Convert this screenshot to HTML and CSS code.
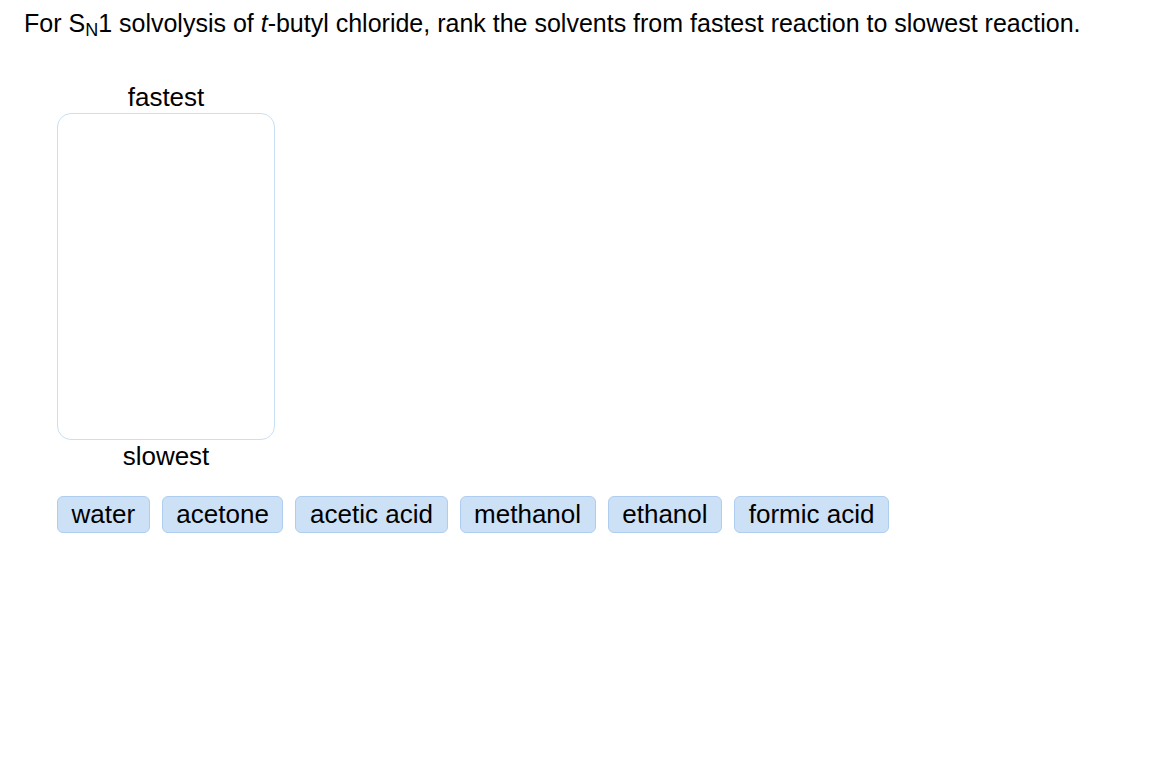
FILE: index.html
```html
<!DOCTYPE html>
<html>
<head>
<meta charset="utf-8">
<link rel="stylesheet" href="styles.css">
</head>
<body>
<div class="page">
  <p class="question">For S<sub>N</sub>1 solvolysis of <i>t</i>-butyl chloride, rank the solvents from fastest reaction to slowest reaction.</p>
  <div class="ranker">
    <div class="label">fastest</div>
    <div class="dropzone"></div>
    <div class="label">slowest</div>
  </div>
  <div class="chips">
    <span class="chip">water</span>
    <span class="chip">acetone</span>
    <span class="chip">acetic acid</span>
    <span class="chip">methanol</span>
    <span class="chip">ethanol</span>
    <span class="chip">formic acid</span>
  </div>
</div>
</body>
</html>
```
FILE: styles.css
```css
html, body {
  margin: 0;
  padding: 0;
  background: #ffffff;
}
body {
  font-family: "Liberation Sans", Arial, sans-serif;
  color: #000;
}
.page {
  padding: 8px 24px 0 24px;
}
.question {
  margin: 0;
  font-size: 25px;
  line-height: 30px;
}
.question sub {
  font-size: 18px;
  vertical-align: -4px;
  line-height: 0;
}
.ranker {
  margin: 44px 0 0 33px;
  width: 218px;
  display: flex;
  flex-direction: column;
  align-items: center;
}
.label {
  font-size: 26px;
  line-height: 30px;
  text-align: center;
}
.dropzone {
  margin: 1px 0 1px 0;
  width: 216px;
  height: 325px;
  border: 1px solid #c9dff2;
  border-radius: 14px;
}
.chips {
  margin: 25px 0 0 33px;
  display: flex;
  gap: 12px;
}
.chip {
  display: inline-block;
  box-sizing: border-box;
  height: 37px;
  padding: 0 13.6px;
  font-size: 26px;
  line-height: 35px;
  background: #cde1f6;
  border: 1px solid #afcdef;
  border-radius: 6px;
}
```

_Work required_.
Exclude the images and reproduce the remaining data exactly.

_Answer below_.
Convert this screenshot to HTML and CSS code.
FILE: index.html
```html
<!DOCTYPE html>
<html>
<head>
<meta charset="utf-8">
<link rel="stylesheet" href="styles.css">
</head>
<body>
<div class="page">
  <p class="question">For S<sub>N</sub>1 solvolysis of <i>t</i>-butyl chloride, rank the solvents from fastest reaction to slowest reaction.</p>
  <div class="ranker">
    <div class="label">fastest</div>
    <div class="dropzone"></div>
    <div class="label">slowest</div>
  </div>
  <div class="chips">
    <span class="chip">water</span>
    <span class="chip">acetone</span>
    <span class="chip">acetic acid</span>
    <span class="chip">methanol</span>
    <span class="chip">ethanol</span>
    <span class="chip">formic acid</span>
  </div>
</div>
</body>
</html>
```
FILE: styles.css
```css
html, body {
  margin: 0;
  padding: 0;
  background: #ffffff;
}
body {
  font-family: "Liberation Sans", Arial, sans-serif;
  color: #000;
}
.page {
  padding: 8px 24px 0 24px;
}
.question {
  margin: 0;
  font-size: 25px;
  line-height: 30px;
}
.question sub {
  font-size: 18px;
  vertical-align: -4px;
  line-height: 0;
}
.ranker {
  margin: 44px 0 0 33px;
  width: 218px;
  display: flex;
  flex-direction: column;
  align-items: center;
}
.label {
  font-size: 26px;
  line-height: 30px;
  text-align: center;
}
.dropzone {
  margin: 1px 0 1px 0;
  width: 216px;
  height: 325px;
  border: 1px solid #c9dff2;
  border-radius: 14px;
}
.chips {
  margin: 25px 0 0 33px;
  display: flex;
  gap: 12px;
}
.chip {
  display: inline-block;
  box-sizing: border-box;
  height: 37px;
  padding: 0 13.6px;
  font-size: 26px;
  line-height: 35px;
  background: #cde1f6;
  border: 1px solid #afcdef;
  border-radius: 6px;
}
```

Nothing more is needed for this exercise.